Well, until recently, anyway.
Because for as much as water was perfectly OK, there came a point when humans (read: marketing and ad agencies) decided that water was a tasteless and boring liquid that could cause a complete shutdown of your brain due to its extreme inanity. And that was the rise of the "flavored waters" and hydrolyzing frenzy brought to a satirized light in the cheeky Mike Judge film Idiocracy.
Here are seven new waters looking to revitalize your body with their nutritious and, quite frankly, befuddling taste approaches.
HyDrive Energy Water
This energy water is vaguely reminiscent in shape and colors to others already in the market, but it "combines the light, refreshing tastes of vitamin-enhanced water with the boost of an energy drink." Boasting a paltry 30 calories per bottle and lower sugar content than competitors, HyDrive has added vitamins and nutrients in an assault of revitalization for your body. There are eight flavors, with classics kiwi strawberry, black cherry, blue raspberry, grape, citrus burst, and new combinations like mango peach, triple berry, and honey lemonade.
Vertical Maple Water
America's maple trees are now working in double-time to bring you delicious maple syrup and apparently a much-needed version of maple-flavored water. This company, with its clever name, taps maple trees for a "naturally filtered and enhanced" water "high in antioxidants and manganese to support vitamin absorption." If you're looking for something sweet, this has got to be it. Now you can drink your breakfast/dessert and feel good about it because, well, the manganese is doing all the work for you. Vertical Maple Water, water from a tree.
Interestingly, Aloe Gloe is the least weird entry in this listing. Long-known for its skin-care properties, aloe has recently made its way into drinks and America's kitchens. The makers of Aloe Gloe contend that aloe is also a supporter of immune systems and that it is invaluable in keeping digestive health in check. No word, though, on how it'll impact people who've burned their tongues and/or the roofs of their mouths.
Taking its cues, clearly, from the black cheeseburger craze that has taken over Japan, Blk. Water makes its dark water not with squid ink but with "alkaline fulvic trace materials and electrolytes that help balance out pH levels." This Guinness-looking water contains more than 60 minerals and might depose those Centrum chewables in your cupboard if proper body alkaline levels are something of a worry to you.
Tying the aloe water for least weird is Caliwater's cactus water. Containing "naturally occurring electrolytes, minerals and flavonoids from cactus water," this product also is heralded for its cleansing and detoxing qualities. "Gluten-free, vegan, and certified Kosher, this water has even been studied as a hangover cure." So's a beer, but there's probably no beer to be found in a cactus if you happen to be stranded in the desert. Wasn't Snoopy's brother Spike always dicking around with a cactus?
Arty Artichoke Water
Easily the cutest in name and packaging, Arty Artichoke Water might actually be a cheaper alternative to buying fresh 'chokes, and let's be honest, we can never seem to steam them just right at home.

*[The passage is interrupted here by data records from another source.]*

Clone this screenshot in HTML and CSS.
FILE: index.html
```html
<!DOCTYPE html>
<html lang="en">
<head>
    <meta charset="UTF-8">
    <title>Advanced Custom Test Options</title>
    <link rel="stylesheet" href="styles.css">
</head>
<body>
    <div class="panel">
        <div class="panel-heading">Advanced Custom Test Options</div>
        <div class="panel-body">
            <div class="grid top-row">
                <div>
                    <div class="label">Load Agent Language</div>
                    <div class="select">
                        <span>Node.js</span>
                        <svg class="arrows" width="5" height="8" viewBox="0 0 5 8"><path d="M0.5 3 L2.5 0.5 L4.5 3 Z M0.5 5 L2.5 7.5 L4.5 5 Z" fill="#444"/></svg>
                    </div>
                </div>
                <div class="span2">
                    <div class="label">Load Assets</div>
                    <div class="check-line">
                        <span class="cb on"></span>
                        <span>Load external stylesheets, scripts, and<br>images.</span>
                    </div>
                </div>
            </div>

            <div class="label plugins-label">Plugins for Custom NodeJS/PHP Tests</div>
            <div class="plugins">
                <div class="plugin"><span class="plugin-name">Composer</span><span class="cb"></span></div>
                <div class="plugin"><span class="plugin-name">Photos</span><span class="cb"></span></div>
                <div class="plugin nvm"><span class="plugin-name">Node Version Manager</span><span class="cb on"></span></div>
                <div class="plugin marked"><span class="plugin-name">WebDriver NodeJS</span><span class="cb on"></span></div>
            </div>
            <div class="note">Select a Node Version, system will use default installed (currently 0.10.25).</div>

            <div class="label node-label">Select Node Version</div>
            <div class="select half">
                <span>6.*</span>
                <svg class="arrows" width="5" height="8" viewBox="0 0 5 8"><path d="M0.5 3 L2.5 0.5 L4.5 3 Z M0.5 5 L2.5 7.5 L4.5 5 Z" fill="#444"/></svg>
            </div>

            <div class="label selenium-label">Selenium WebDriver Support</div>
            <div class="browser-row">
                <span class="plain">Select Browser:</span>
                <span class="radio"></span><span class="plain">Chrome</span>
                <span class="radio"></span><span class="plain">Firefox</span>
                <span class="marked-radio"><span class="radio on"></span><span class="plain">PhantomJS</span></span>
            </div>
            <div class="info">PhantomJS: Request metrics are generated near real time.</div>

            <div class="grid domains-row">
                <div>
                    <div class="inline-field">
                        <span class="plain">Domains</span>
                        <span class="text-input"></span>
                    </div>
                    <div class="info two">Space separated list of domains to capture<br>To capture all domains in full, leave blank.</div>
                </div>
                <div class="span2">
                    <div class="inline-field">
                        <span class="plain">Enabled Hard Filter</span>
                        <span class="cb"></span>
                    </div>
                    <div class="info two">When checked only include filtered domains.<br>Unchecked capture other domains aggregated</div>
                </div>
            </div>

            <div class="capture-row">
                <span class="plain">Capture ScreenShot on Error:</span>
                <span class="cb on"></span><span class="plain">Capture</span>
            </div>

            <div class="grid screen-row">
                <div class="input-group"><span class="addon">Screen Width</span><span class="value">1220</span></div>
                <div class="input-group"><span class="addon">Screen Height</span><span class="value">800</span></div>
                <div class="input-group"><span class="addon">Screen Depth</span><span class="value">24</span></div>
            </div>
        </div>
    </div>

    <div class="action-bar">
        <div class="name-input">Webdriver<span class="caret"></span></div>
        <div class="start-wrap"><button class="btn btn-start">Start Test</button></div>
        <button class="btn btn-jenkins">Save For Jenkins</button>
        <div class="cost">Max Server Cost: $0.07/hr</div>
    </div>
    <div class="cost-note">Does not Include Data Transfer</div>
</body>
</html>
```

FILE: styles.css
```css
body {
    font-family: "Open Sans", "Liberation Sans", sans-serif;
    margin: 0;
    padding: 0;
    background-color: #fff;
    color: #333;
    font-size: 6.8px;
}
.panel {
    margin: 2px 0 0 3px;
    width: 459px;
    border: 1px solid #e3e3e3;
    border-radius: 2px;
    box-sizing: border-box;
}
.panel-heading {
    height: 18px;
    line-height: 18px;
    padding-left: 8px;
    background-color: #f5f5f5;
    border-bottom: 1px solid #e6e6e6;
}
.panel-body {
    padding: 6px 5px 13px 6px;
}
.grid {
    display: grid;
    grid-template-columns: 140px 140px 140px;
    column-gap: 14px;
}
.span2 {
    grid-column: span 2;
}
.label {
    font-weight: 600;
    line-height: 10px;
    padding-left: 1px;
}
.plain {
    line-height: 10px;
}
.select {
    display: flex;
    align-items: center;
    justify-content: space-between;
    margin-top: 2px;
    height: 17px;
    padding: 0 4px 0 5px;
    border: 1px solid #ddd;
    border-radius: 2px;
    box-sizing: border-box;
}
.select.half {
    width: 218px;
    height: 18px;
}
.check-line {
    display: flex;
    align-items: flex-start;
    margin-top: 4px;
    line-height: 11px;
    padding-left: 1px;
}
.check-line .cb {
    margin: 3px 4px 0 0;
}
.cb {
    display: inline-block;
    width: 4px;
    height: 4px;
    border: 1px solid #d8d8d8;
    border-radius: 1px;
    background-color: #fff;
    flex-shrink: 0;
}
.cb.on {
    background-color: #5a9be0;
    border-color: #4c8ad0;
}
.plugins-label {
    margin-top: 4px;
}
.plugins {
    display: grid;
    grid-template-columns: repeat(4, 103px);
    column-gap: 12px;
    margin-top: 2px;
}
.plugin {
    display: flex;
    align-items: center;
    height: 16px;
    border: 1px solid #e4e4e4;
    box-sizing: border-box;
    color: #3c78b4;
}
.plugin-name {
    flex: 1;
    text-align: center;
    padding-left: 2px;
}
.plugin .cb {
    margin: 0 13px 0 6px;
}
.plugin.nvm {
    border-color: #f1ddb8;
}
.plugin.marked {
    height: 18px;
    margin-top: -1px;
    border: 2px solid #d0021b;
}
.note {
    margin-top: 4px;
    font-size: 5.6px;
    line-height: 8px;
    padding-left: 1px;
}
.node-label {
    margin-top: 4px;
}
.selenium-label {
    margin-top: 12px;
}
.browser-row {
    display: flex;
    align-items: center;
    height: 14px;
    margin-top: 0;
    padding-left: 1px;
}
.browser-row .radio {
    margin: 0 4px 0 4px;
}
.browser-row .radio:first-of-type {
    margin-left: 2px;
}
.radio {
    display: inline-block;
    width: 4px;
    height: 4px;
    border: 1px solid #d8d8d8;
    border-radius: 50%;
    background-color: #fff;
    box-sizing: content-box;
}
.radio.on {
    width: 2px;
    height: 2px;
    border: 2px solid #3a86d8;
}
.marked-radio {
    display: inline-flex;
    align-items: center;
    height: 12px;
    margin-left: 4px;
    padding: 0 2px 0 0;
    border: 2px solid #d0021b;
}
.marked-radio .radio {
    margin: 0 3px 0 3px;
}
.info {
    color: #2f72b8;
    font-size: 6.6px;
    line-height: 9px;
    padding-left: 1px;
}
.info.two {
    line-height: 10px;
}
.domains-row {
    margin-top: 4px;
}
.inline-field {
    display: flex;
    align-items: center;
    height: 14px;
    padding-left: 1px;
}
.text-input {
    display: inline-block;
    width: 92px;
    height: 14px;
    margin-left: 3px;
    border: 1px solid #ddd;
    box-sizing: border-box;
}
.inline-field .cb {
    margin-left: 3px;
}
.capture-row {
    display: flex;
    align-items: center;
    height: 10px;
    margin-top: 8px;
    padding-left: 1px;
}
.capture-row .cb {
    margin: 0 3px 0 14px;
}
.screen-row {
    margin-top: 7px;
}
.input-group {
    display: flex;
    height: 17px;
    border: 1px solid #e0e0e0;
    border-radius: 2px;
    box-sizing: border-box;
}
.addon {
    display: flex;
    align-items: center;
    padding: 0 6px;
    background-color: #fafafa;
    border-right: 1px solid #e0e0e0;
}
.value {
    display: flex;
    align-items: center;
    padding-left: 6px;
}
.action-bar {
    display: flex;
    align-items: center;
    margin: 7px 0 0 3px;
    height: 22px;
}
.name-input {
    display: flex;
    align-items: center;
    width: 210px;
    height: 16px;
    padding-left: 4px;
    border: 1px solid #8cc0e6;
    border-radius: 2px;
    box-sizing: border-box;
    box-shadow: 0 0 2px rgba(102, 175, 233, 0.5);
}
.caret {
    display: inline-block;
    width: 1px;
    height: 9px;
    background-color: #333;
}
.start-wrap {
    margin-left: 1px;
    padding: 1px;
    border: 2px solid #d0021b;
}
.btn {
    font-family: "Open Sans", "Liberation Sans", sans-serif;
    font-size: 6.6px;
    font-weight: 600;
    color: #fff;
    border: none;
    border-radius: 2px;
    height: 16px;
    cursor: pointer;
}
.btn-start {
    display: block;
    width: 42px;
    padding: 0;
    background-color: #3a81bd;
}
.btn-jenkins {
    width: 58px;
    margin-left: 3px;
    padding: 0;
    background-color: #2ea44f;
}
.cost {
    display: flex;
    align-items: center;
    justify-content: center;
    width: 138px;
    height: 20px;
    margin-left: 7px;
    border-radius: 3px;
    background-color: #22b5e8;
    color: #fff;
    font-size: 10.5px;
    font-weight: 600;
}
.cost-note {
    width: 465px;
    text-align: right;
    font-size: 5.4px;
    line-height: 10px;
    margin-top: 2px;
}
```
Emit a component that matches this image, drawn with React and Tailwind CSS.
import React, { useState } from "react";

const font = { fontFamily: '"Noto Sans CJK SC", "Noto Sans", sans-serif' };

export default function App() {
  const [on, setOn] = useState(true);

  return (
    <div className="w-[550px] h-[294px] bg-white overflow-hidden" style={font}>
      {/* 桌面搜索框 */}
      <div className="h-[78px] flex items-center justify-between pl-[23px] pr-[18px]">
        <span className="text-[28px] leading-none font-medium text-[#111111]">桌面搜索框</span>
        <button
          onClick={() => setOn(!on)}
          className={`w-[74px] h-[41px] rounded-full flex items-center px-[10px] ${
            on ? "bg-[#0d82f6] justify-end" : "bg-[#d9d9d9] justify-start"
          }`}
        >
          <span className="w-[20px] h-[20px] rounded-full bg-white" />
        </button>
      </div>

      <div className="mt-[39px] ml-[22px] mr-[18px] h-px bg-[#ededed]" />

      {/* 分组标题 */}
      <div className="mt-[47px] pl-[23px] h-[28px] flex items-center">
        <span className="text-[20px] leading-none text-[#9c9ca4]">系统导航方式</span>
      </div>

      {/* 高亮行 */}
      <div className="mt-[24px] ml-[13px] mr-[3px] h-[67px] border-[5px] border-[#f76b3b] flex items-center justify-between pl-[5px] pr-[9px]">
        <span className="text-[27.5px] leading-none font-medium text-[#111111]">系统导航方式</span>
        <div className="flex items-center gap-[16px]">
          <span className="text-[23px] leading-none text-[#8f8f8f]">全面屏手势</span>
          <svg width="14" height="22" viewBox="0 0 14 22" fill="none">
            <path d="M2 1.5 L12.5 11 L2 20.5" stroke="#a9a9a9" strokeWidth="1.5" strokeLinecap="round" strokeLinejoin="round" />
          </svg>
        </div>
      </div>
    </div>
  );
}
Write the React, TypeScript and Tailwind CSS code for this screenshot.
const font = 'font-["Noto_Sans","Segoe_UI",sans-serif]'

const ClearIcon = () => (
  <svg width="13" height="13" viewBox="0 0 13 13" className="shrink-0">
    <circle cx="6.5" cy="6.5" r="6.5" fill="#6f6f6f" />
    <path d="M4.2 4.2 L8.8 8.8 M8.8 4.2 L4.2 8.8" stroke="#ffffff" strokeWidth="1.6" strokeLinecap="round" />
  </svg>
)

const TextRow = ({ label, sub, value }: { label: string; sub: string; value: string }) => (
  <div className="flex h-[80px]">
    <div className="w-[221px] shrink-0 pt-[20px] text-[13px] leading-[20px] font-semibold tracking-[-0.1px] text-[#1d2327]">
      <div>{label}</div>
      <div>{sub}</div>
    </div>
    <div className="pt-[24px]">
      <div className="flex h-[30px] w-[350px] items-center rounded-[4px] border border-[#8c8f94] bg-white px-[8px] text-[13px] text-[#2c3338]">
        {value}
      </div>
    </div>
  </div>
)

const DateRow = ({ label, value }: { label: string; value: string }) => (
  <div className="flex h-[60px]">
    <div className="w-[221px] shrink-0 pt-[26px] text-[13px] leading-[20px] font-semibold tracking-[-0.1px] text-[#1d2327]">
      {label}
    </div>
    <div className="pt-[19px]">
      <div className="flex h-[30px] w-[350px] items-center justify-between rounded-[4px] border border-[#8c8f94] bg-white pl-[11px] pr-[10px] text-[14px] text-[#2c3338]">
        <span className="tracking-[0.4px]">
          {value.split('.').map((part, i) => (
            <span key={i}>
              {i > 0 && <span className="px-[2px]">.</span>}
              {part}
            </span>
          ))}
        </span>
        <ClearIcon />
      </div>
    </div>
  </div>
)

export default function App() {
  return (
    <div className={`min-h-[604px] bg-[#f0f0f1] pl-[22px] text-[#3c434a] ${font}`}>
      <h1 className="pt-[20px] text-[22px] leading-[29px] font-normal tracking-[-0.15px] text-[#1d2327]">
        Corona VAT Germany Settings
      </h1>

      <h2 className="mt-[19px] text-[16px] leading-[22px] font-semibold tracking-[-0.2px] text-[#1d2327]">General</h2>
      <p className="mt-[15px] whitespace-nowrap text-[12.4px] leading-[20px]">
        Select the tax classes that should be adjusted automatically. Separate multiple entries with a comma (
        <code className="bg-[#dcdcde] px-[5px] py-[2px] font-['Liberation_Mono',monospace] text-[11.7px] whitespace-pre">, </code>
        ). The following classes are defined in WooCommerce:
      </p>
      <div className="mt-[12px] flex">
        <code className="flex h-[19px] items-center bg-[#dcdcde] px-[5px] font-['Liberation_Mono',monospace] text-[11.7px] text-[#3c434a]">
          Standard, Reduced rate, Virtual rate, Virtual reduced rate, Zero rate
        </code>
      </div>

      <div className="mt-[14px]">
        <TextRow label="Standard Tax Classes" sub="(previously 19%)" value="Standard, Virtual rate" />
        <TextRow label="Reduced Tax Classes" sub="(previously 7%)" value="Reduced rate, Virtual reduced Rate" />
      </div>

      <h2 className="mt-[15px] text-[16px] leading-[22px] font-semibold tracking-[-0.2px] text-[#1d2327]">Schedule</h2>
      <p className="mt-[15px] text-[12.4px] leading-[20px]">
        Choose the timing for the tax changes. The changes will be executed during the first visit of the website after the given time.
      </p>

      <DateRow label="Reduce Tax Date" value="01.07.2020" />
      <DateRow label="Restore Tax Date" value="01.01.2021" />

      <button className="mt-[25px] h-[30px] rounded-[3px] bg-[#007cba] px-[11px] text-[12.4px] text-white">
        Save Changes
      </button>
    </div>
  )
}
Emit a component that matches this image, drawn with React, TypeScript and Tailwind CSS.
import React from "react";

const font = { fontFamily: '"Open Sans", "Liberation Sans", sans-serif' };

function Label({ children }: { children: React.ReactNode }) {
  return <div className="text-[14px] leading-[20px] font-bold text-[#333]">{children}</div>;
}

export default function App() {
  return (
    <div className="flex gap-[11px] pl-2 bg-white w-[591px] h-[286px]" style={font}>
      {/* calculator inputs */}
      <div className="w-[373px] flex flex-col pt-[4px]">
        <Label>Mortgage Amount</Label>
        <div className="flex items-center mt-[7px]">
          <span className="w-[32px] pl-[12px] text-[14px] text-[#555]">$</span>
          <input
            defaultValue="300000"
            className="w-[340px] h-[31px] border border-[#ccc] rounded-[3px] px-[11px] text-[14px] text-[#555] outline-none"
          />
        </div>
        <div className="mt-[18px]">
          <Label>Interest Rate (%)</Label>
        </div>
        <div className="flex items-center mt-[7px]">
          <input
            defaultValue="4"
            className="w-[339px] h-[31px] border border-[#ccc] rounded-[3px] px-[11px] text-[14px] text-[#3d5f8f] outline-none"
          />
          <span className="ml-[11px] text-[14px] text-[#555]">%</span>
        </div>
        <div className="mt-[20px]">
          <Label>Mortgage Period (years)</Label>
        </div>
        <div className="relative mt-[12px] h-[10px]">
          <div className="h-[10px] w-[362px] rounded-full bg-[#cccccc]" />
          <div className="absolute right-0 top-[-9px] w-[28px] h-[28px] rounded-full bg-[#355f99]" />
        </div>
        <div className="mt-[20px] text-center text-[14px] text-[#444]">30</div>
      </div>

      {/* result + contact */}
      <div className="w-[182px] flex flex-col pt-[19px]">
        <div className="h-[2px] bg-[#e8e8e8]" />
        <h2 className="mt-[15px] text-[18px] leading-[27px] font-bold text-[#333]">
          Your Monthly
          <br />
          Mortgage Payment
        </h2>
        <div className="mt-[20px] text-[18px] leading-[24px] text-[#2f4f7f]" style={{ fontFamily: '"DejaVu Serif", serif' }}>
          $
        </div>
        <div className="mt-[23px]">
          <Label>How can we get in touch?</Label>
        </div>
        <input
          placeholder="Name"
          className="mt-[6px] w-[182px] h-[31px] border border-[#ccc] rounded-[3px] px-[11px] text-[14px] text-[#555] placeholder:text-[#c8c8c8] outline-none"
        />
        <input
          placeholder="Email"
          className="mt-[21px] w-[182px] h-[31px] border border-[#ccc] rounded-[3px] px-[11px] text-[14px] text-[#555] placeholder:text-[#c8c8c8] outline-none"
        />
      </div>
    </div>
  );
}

This veggie-based water contains "phytonutrients and has many health benefits ranging from liver detoxification to immune system protection." Because it also touts itself as an excellent source of fiber and multifunctional hydration, we're unsure if clarified butter will enhance or detract from its many benefits.
The hipster of this crop, with its youthful defiance of vowels, is the duh! candidate of this list since the fruit's water content has been known for ages. So basically, WTRMLN WTR is a type of water that is not a juice and as a cold press has "everything but the skin to preserve the natural sugars, electrolytes, potassium, and citrulline which helps muscles recover after a hard workout." OK, but it still sounds like juice to us.
All of these can be a little overwhelming when it comes to actual nutritional values, and all the claims made are, of course, the sole representative sciences of the manufacturers. Clean Plate Charlie is no research scientist, so know that these will soon be available as hydration choices in your local stores, if they aren't on the shelves already.
Why can't iceberg lettuce be officially declared boring and revamped like this?